As to the mission of the Special Assistant for National Security Affairs, the new President had a clear idea of what he wanted. According to Rostow, Kennedy explained the job:
" ...in identical terms to Rusk, McNamara, Bundy and me. He did not wish us to substitute for the Secretaries of State and Defense. He was conscious of Franklin Roosevelt's technique of creating overlapping authorities and profiting from the friction, and he wanted no part of it. No decision in their fields would be taken without hearing the two secretaries and giving their advice heavy weight. On the other hand, he wanted to make sure that he had available all the possible options before making a decision. He was determined not to be imprisoned by the options the bureaucracies might generate and lay before him. It was the duty of the special assistant for national security affairs to assure that independent statement of the options. Many other functions emerged, but those were our instructions in January 1961."
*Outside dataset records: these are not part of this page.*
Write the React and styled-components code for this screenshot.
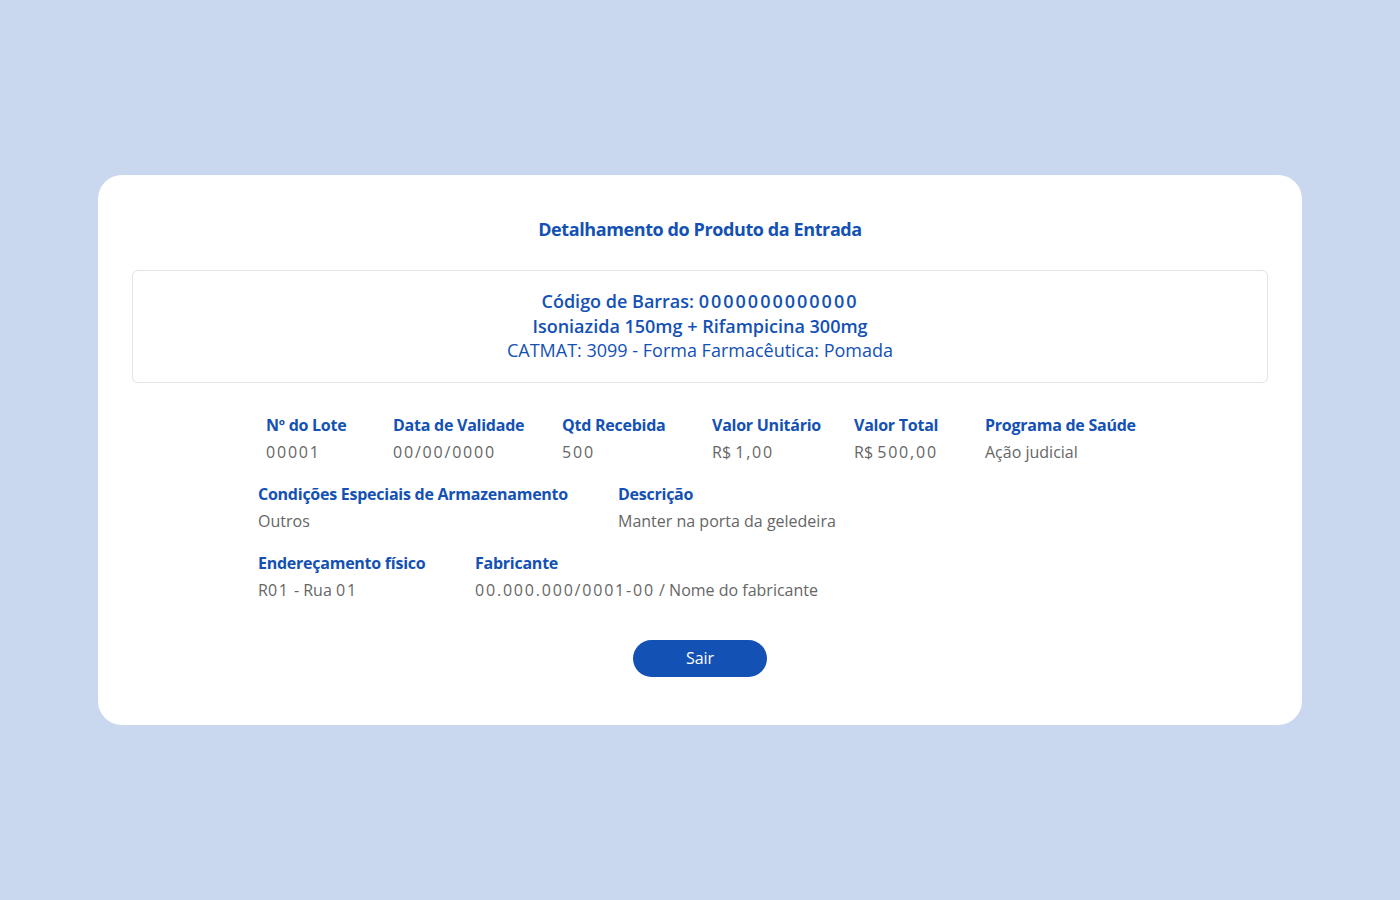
import React from "react";
import styled, { createGlobalStyle } from "styled-components";

const Global = createGlobalStyle`
  html, body { margin: 0; padding: 0; }
  body {
    background: #c9d8ee;
    font-family: "Open Sans", "Noto Sans", sans-serif;
    -webkit-font-smoothing: antialiased;
  }
`;

const Page = styled.div`
  min-height: 900px;
  display: flex;
  align-items: center;
  justify-content: center;
`;

const Card = styled.div`
  width: 1204px;
  box-sizing: border-box;
  background: #fff;
  border-radius: 24px;
  padding: 40px 34px 48px;
  display: flex;
  flex-direction: column;
  align-items: stretch;
`;

const Title = styled.h1`
  margin: 0 0 27px;
  text-align: center;
  font-size: 18px;
  line-height: 28px;
  font-weight: 700;
  letter-spacing: -0.4px;
  color: #1351b4;
`;

const InfoBox = styled.div`
  border: 1px solid #e3e3e3;
  border-radius: 6px;
  padding: 18px 0 19px;
  text-align: center;
  color: #1351b4;
  font-size: 18px;
  line-height: 24.5px;
`;

const InfoLine = styled.div`
  font-weight: ${(p) => (p.$strong ? 600 : 400)};
`;

const Num = styled.span`
  letter-spacing: ${(p) => p.$ls || 1.8}px;
`;

const Fields = styled.div`
  width: 884px;
  margin: 30px auto 0;
  display: flex;
  flex-direction: column;
  gap: 18px;
`;

const Row = styled.div`
  display: grid;
  grid-template-columns: ${(p) => p.$cols};
  padding-left: ${(p) => p.$indent || 0}px;
`;

const Field = styled.div`
  display: flex;
  flex-direction: column;
  gap: 3px;
`;

const Label = styled.div`
  font-size: 16px;
  line-height: 24px;
  font-weight: 700;
  letter-spacing: -0.25px;
  color: #1351b4;
  white-space: nowrap;
`;

const Value = styled.div`
  font-size: 16px;
  line-height: 24px;
  color: #666666;
  white-space: nowrap;
`;

const Actions = styled.div`
  display: flex;
  justify-content: center;
  margin-top: 38px;
`;

const Button = styled.button`
  width: 134px;
  height: 37px;
  border: none;
  border-radius: 19px;
  background: #1351b4;
  color: #fff;
  font-family: inherit;
  font-size: 16px;
  cursor: pointer;
`;

const withNums = (text, ls) =>
  text.split(/(\d[\d./,\-]*\d|\d)/).map((part, i) =>
    i % 2 === 1 ? (
      <Num key={i} $ls={ls}>
        {part}
      </Num>
    ) : (
      part
    )
  );

const rows = [
  {
    indent: 8,
    cols: "127px 169px 150px 142px 131px auto",
    items: [
      ["Nº do Lote", "00001"],
      ["Data de Validade", "00/00/0000"],
      ["Qtd Recebida", "500"],
      ["Valor Unitário", "R$ 1,00"],
      ["Valor Total", "R$ 500,00"],
      ["Programa de Saúde", "Ação judicial"],
    ],
  },
  {
    cols: "360px auto",
    items: [
      ["Condições Especiais de Armazenamento", "Outros"],
      ["Descrição", "Manter na porta da geledeira"],
    ],
  },
  {
    cols: "217px auto",
    items: [
      ["Endereçamento físico", "R01 - Rua 01"],
      ["Fabricante", "00.000.000/0001-00 / Nome do fabricante"],
    ],
  },
];

export default function App() {
  return (
    <>
      <Global />
      <Page>
        <Card>
          <Title>Detalhamento do Produto da Entrada</Title>
          <InfoBox>
            <InfoLine $strong>
              Código de Barras: {withNums("0000000000000", 2)}
            </InfoLine>
            <InfoLine $strong>Isoniazida 150mg + Rifampicina 300mg</InfoLine>
            <InfoLine>CATMAT: 3099 - Forma Farmacêutica: Pomada</InfoLine>
          </InfoBox>
          <Fields>
            {rows.map((r, i) => (
              <Row key={i} $cols={r.cols} $indent={r.indent}>
                {r.items.map(([l, v]) => (
                  <Field key={l}>
                    <Label>{l}</Label>
                    <Value>{withNums(v)}</Value>
                  </Field>
                ))}
              </Row>
            ))}
          </Fields>
          <Actions>
            <Button>Sair</Button>
          </Actions>
        </Card>
      </Page>
    </>
  );
}
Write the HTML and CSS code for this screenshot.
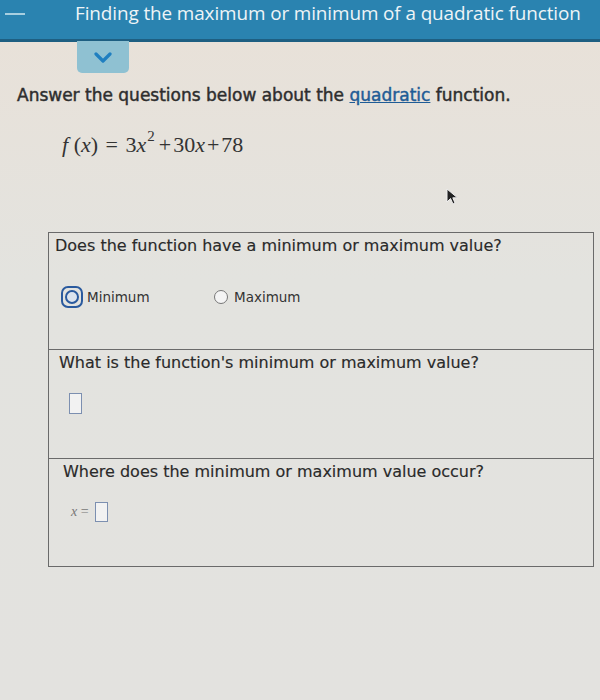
FILE: index.html
```html
<!DOCTYPE html>
<html>
<head>
<meta charset="utf-8">
<link rel="stylesheet" href="styles.css">
</head>
<body>
<div class="page">
  <header class="topbar">
    <span class="dash"></span>
    <h1 class="title">Finding the maximum or minimum of a quadratic function</h1>
  </header>
  <div class="tabrow">
    <div class="tab">
      <svg width="20" height="12" viewBox="0 0 20 12"><path d="M3 2 L10 9 L17 2" fill="none" stroke="#1f7fc0" stroke-width="3.2" stroke-linecap="round" stroke-linejoin="round"/></svg>
    </div>
  </div>
  <main class="content">
    <p class="intro">Answer the questions below about the <span class="link">quadratic</span> function.</p>
    <div class="formula"><i>f</i> (<i>x</i>) <span class="op">=</span> 3<i>x</i><sup>2</sup><span class="op">+</span>30<i>x</i><span class="op">+</span>78</div>
    <div class="cursor-row">
      <svg class="cursor" width="14" height="18" viewBox="0 0 14 18"><path d="M1 1 L1 14 L4.5 10.5 L7 16 L9 15 L6.8 9.8 L11.5 9.8 Z" fill="#222" stroke="#eee" stroke-width="1"/></svg>
    </div>
    <div class="qbox">
      <section class="q q1">
        <p class="qtext">Does the function have a minimum or maximum value?</p>
        <div class="options">
          <label class="opt opt-min"><span class="radio focused"><span class="ring"></span></span>Minimum</label>
          <label class="opt"><span class="radio"></span>Maximum</label>
        </div>
      </section>
      <section class="q q2">
        <p class="qtext">What is the function's minimum or maximum value?</p>
        <span class="ans"></span>
      </section>
      <section class="q q3">
        <p class="qtext">Where does the minimum or maximum value occur?</p>
        <div class="xrow"><span class="xeq"><i>x</i> =</span><span class="ans small"></span></div>
      </section>
    </div>
  </main>
</div>
</body>
</html>
```
FILE: styles.css
```css
html, body { margin: 0; padding: 0; }
body {
  width: 600px;
  height: 700px;
  overflow: hidden;
  background: linear-gradient(180deg, #e9e1d8 0%, #e3e3df 40%, #e3e2df 100%);
  font-family: "DejaVu Sans", Verdana, sans-serif;
  color: #2b2b2b;
}
.page { width: 600px; }
.topbar {
  height: 42px;
  background: #2a83b0;
  border-bottom: 3px solid #1e5f82;
  display: flex;
  align-items: center;
  box-sizing: border-box;
}
.dash {
  display: block;
  width: 20px;
  height: 2px;
  background: #a8cfe0;
  margin: 0 0 12px 5px;
}
.title {
  margin: 0 0 0 50px;
  font-family: "Open Sans", "Liberation Sans", sans-serif;
  font-weight: 400;
  font-size: 18.9px;
  color: #eef4f7;
  letter-spacing: -0.1px;
  padding-bottom: 13px;
}
.tabrow { padding-left: 77px; }
.tab {
  width: 52px;
  height: 32px;
  background: #8fc1d2;
  border-radius: 0 0 5px 5px;
  display: flex;
  align-items: center;
  justify-content: center;
  margin-top: -1px;
}
.tab svg { margin-top: 2px; }
.content { padding: 0 0 0 17px; }
.intro {
  margin: 12px 0 0 0;
  font-size: 17px;
  font-weight: 400;
  -webkit-text-stroke: 0.45px #2e2e2e;
  color: #2e2e2e;
}
.link { color: #1f5c96; -webkit-text-stroke: 0.45px #1f5c96; text-decoration: underline; }
.formula {
  margin: 27px 0 0 45px;
  font-family: "Liberation Serif", "Times New Roman", serif;
  font-size: 22px;
  color: #333;
  white-space: nowrap;
}
.formula .op { margin: 0 2px; }
.formula sup { font-size: 15px; position: relative; top: -3px; margin-left: 1px; margin-right: 2px; line-height: 0; }
.cursor-row { height: 50px; position: relative; }
.cursor { position: absolute; left: 429px; top: 30px; }
.qbox {
  margin: 24px 0 0 31px;
  width: 546px;
  border: 1px solid #6a6a6a;
  box-sizing: border-box;
}
.q { border-top: 1px solid #6a6a6a; padding: 0 8px; box-sizing: border-box; }
.q:first-child { border-top: none; }
.q1 { height: 116px; padding-left: 6px; }
.q2 { height: 109px; padding-left: 10px; }
.q3 { height: 108px; padding-left: 14px; }
.qtext {
  margin: 0;
  padding-top: 3px;
  font-size: 16px;
  font-weight: 400;
  -webkit-text-stroke: 0.15px #2a2a2a;
  color: #2a2a2a;
}
.options {
  display: flex;
  align-items: center;
  margin-top: 31px;
  padding-left: 6px;
}
.opt {
  display: flex;
  align-items: center;
  font-size: 13.5px;
  color: #333;
}
.opt-min { width: 153px; }
.radio {
  width: 14px;
  height: 14px;
  border: 1px solid #777;
  border-radius: 50%;
  box-sizing: border-box;
  margin-right: 6px;
  background: #f4f4f4;
}
.radio.focused {
  width: 22px;
  height: 22px;
  border: 2px solid #2a5a9e;
  border-radius: 7px;
  display: flex;
  align-items: center;
  justify-content: center;
  margin-right: 4px;
  background: transparent;
}
.ring {
  width: 14px;
  height: 14px;
  border-radius: 50%;
  border: 2px solid #2a5a9e;
  box-sizing: border-box;
  background: #dce4ee;
}
.ans {
  display: block;
  width: 13px;
  height: 21px;
  border: 1px solid #7c8fb0;
  box-sizing: border-box;
  margin: 21px 0 0 10px;
  background: #f2f2f2;
}
.xrow { display: flex; align-items: center; margin-top: 21px; padding-left: 8px; }
.xeq {
  font-family: "Liberation Serif", serif;
  font-size: 14px;
  color: #777;
  margin-right: 6px;
}
.ans.small { margin: 0; width: 13px; height: 20px; }
```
As part of the concept of combining policy planning with operations, Kennedy chose to deal with one staff officer on national security and foreign policy matters. In the Eisenhower staff, General Andrew J . Goodpaster, as staff secretary, dealt with day-to-day national security matters, including current intelligence, while Gordon Gray, as special assistant for national security affairs, concentrated on NSC policy issues. In a transition discussion on January 11, 1961, Goodpaster, Gray and Bundy talked about the two roles. Gray reported at the time that Goodpaster described the nature of his duties and the general responsibilities of the special assistants, pointing out the spectrum which at one end had staff secretary functions and at the other end the work of the NSC. In between, he added, there was a gray area in which the interests began to merge, overlap and become confused.
At the insistence of the new president, Goodpaster worked with the new staff for several weeks but shortly after he left, the Goodpaster and Gray roles merged into one played by Bundy.